Are we seeing an Earth — or at least a Mars-sized world — in the making? Look no further than HD 113766, a binary system perhaps ten million years old some 424 light years away, for the story. One of its stars contains a warm dust belt that may be undergoing planetary formation. If that’s the case, the emerging planet will orbit in the classical habitable zone, defined as that region where liquid water can exist on the surface.
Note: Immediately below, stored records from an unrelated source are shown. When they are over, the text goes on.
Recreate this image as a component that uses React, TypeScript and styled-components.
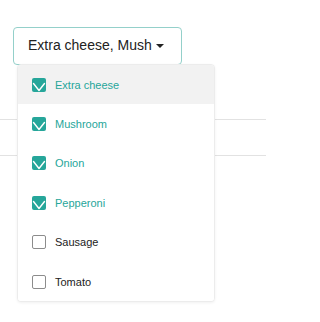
import React, { useState } from 'react'
import styled, { createGlobalStyle } from 'styled-components'

const GlobalStyle = createGlobalStyle`
  html, body {
    margin: 0;
    padding: 0;
    background: #fff;
  }
  body {
    font-family: "Liberation Sans", Arial, sans-serif;
  }
`

const Page = styled.div`
  padding-top: 27px;
  width: 266px;
  height: 322px;
  overflow: hidden;
  box-sizing: border-box;
`

const Field = styled.div`
  position: relative;
  width: 169px;
  margin-left: 13px;
  z-index: 2;
`

const Trigger = styled.button`
  display: flex;
  align-items: center;
  width: 100%;
  height: 38px;
  box-sizing: border-box;
  padding: 0 17px 3px 14px;
  background: #fff;
  border: 1px solid #94d0ca;
  border-radius: 4px;
  font-family: "Liberation Sans", Arial, sans-serif;
  font-size: 14px;
  color: #222;
  cursor: pointer;
`

const TriggerLabel = styled.span`
  flex: 1;
  min-width: 0;
  overflow: hidden;
  white-space: nowrap;
  text-align: left;
`

const Caret = styled.span`
  flex: none;
  margin-left: 4px;
  margin-top: 2px;
  width: 0;
  height: 0;
  border-left: 4px solid transparent;
  border-right: 4px solid transparent;
  border-top: 4px solid #222;
`

const Menu = styled.ul`
  position: absolute;
  top: calc(100% - 1px);
  left: 4px;
  width: 198px;
  margin: 0;
  padding: 0;
  list-style: none;
  background: #fff;
  border: 1px solid #ececec;
  border-radius: 4px;
  box-shadow: 0 1px 3px rgba(0, 0, 0, 0.06);
  box-sizing: border-box;
  overflow: hidden;
`

const Item = styled.li<{ $active?: boolean; $checked?: boolean }>`
  display: flex;
  align-items: center;
  gap: 9px;
  height: 39.4px;
  padding-left: 14px;
  background: ${(p) => (p.$active ? '#f2f2f2' : '#fff')};
  color: ${(p) => (p.$checked ? '#26a69a' : '#222')};
  font-size: 11px;
  cursor: pointer;
`

const Box = styled.span<{ $checked?: boolean }>`
  display: flex;
  flex: none;
  width: 14px;
  height: 14px;
  box-sizing: border-box;
  border-radius: 2px;
  background: ${(p) => (p.$checked ? '#26a69a' : '#fff')};
  border: ${(p) => (p.$checked ? 'none' : '1.5px solid #8c8c8c')};
  overflow: visible;
`

const Band = styled.div`
  margin-top: 54px;
  height: 37px;
  box-sizing: border-box;
  border-top: 1px solid #e2e2e2;
  border-bottom: 1px solid #e2e2e2;
`

const toppings = ['Extra cheese', 'Mushroom', 'Onion', 'Pepperoni', 'Sausage', 'Tomato']

function Check() {
  return (
    <svg width="14" height="14" viewBox="0 0 14 14" style={{ overflow: 'visible' }}>
      <polyline
        points="1.5,5.5 7,12.5 12.5,5.5"
        fill="none"
        stroke="#fff"
        strokeWidth="1.4"
        strokeLinecap="round"
        strokeLinejoin="round"
      />
    </svg>
  )
}

export default function App() {
  const [selected, setSelected] = useState<string[]>([
    'Extra cheese',
    'Mushroom',
    'Onion',
    'Pepperoni',
  ])

  const toggle = (name: string) =>
    setSelected((s) => (s.includes(name) ? s.filter((x) => x !== name) : [...s, name]))

  return (
    <Page>
      <GlobalStyle />
      <Field>
        <Trigger>
          <TriggerLabel>{selected.join(', ')}</TriggerLabel>
          <Caret />
        </Trigger>
        <Menu>
          {toppings.map((t, i) => {
            const checked = selected.includes(t)
            return (
              <Item key={t} $active={i === 0} $checked={checked} onClick={() => toggle(t)}>
                <Box $checked={checked}>{checked && <Check />}</Box>
                {t}
              </Item>
            )
          })}
        </Menu>
      </Field>
      <Band />
    </Page>
  )
}
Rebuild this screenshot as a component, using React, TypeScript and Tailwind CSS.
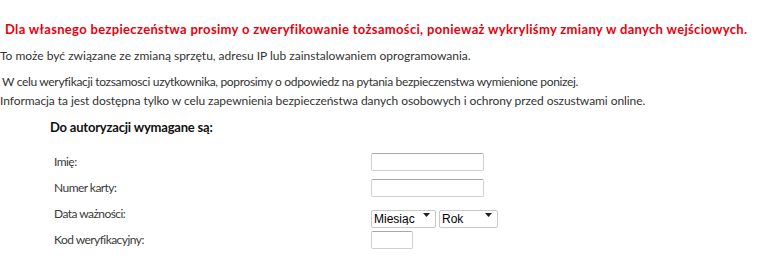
const fields = [
  { label: "Imię:", kind: "text", width: "w-[113px]" },
  { label: "Numer karty:", kind: "text", width: "w-[113px]" },
  { label: "Data ważności:", kind: "date", width: "" },
  { label: "Kod weryfikacyjny:", kind: "text", width: "w-[42px]" },
];

function Select({ label, width }: { label: string; width: string }) {
  return (
    <div className={`relative h-[18px] ${width}`}>
      <select className="appearance-none w-full h-full border border-[#c8c8c8] rounded-[2px] bg-white pl-[2px] text-[12px] leading-none text-black font-['Liberation_Sans',sans-serif] outline-none">
        <option>{label}</option>
      </select>
      {/* dropdown arrow */}
      <svg
        className="absolute right-[6px] top-[8px] pointer-events-none"
        width="7"
        height="4"
        viewBox="0 0 7 4"
      >
        <path d="M0 0h7L3.5 4z" fill="#222" />
      </svg>
    </div>
  );
}

export default function App() {
  return (
    <div className="w-[765px] h-[274px] bg-white font-['Lato',sans-serif] text-[#333]">
      <div className="pt-[20px]">
        <h1 className="pl-[5px] text-[13px] leading-[18px] font-bold tracking-[0.33px] text-[#e8000c]">
          Dla własnego bezpieczeństwa prosimy o zweryfikowanie tożsamości, ponieważ wykryliśmy zmiany w danych wejściowych.
        </h1>

        <p className="mt-[9px] text-[12px] leading-[18px]">
          To może być związane ze zmianą sprzętu, adresu IP lub zainstalowaniem oprogramowania.
        </p>

        <div className="mt-[7px] text-[12px] leading-[19px]">
          <p className="pl-[2px] tracking-[-0.33px]">
            W celu weryfikacji tozsamosci uzytkownika, poprosimy o odpowiedz na pytania bezpieczenstwa wymienione ponizej.
          </p>
          <p className="tracking-[-0.07px]">
            Informacja ta jest dostępna tylko w celu zapewnienia bezpieczeństwa danych osobowych i ochrony przed oszustwami online.
          </p>
        </div>

        <h2 className="mt-[8px] pl-[50px] text-[13px] leading-[18px] font-bold tracking-[-0.2px] text-[#111]">
          Do autoryzacji wymagane są:
        </h2>

        <div className="mt-[13px]">
          {fields.map((f) => (
            <div key={f.label} className="flex items-center h-[26px]">
              <span className="w-[371px] pl-[54px] text-[12px] tracking-[-0.55px] text-[#3a3a3a]">{f.label}</span>
              {f.kind === "date" ? (
                <div className="flex gap-[3px]">
                  <Select label="Miesiąc" width="w-[65px]" />
                  <Select label="Rok" width="w-[59px]" />
                </div>
              ) : (
                <input
                  type="text"
                  className={`${f.width} h-[18px] border border-[#d0d0d0] border-t-[#a8a8a8] rounded-[2px] bg-white outline-none`}
                />
              )}
            </div>
          ))}
        </div>
      </div>
    </div>
  );
}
What counts here is the composition of the dusty materials making up its interesting disk. The Spitzer Space Telescope performs its usual yeoman service at this task, its infrared spectrometer flagging the material as a step up from the pristine building blocks of comets. The latter contain interesting organic materials like polycyclic aromatic hydrocarbons (PAHs), along with their water ice and carbonates. But HD 113766’s disk contains no water ice, carbonates or fragile organic materials.
Image: This artist’s conception shows a binary-, or two-star, system, called HD 113766, where astronomers suspect a rocky Earth-like planet is forming around one of the stars. The system is located approximately 424 light-years away. At approximately 10 to 16 million years old, the star is also at just the right age for forming rocky planets. Credit: NASA/JPL-Caltech/JHUAPL.
On the other hand, the disk materials have not yet reached reached the stage of differentiation, where heavy metals separate from rocks early in the planet forming process. The metals around HD 113766 have not totally separated from the rocky material, implying that whatever rocky planets are forming are far from maturing. Carey Lisse (Johns Hopkins University Applied Physics Laboratory) likens the material in the belt to Earthly lava flows, containing plenty of raw rock and iron sulfides.
In fact, Lisse argues that the young star is caught in the act of building a rocky world, observed at a useful point in its evolution:
“The timing for this system to be building an Earth is very good. If the system was too young, its planet-forming disk would be full of gas, and it would be making gas-giant planets like Jupiter instead. If the system was too old, then dust aggregation or clumping would have already occurred and all the system’s rocky planets would have already formed.”
The right timing, the right material mix, all suggestive of interesting things to come as the infant world grows. Are planets also forming around Beta Pictoris, Fomalhaut and AU Microscopii? Possibly, but we need to tread carefully. The team from the University of Rochester that has been studying these three nearby stars has been using Hubble imagery to measure the thickness of their dust disks, drawing conclusions about the size of planets that may be forming within. You can see in the Beta Pictoris image below how interesting its disk turns out to be.
Image: Beta Pictoris from the Hubble Space Telescope. Credit: NASA.
We need to study such things because we’re seeing the building blocks of planet formation and their dynamics on display. A ‘congealing’ planet ought to knock surrounding materials around, leaving visual clues that make the disk seem somewhat inflated. Rochester’s Alice Quillen is an expert on such interactions, which are only subject to scrutiny when the stellar disks appear edge-on as seen from Earth. The relevant stars also need to be near enough for useful Hubble imagery and young enough to be in the process of forming what can be termed embryonic planets.
Pulling all this material together for the three stars studied, Quillen and team think they’re looking at the effects of Pluto-sized objects (’embryos’), about 1000 kilometers in size. But note: We haven’t detected Pluto-sized objects. What we’ve done is to establish that such objects make sense as a plausible explanation for the action we observe in three planetary disks. Are there other explanations? Possibly so, and they may well emerge. This is a small sample, and as with HD 113766, we have no direct detections of the planets themselves, but only inferences subject to our limited knowledge of how protoplanetary disks work.
None of which is intended to cast cold water on some innovative work indeed, but merely to suggest that when we have advanced ground and space-based equipment in place to deliver far more detailed analysis, we are still likely to be surprised about the variety of systems we find. Having few explanations for some of our own outer system objects and knowing as little as we do about the Kuiper Belt, we may discover that even a Beta Pictoris or a AU Microscopii can still confound our best theories.
Lisse’s paper on the HD 113766 is scheduled for The Astrophysical Journal. You can read the Quillen paper “Planetary embryos and planetesimals residing in thin debris disks,” submitted to Monthly Notices of the Royal Astronomical Society, online.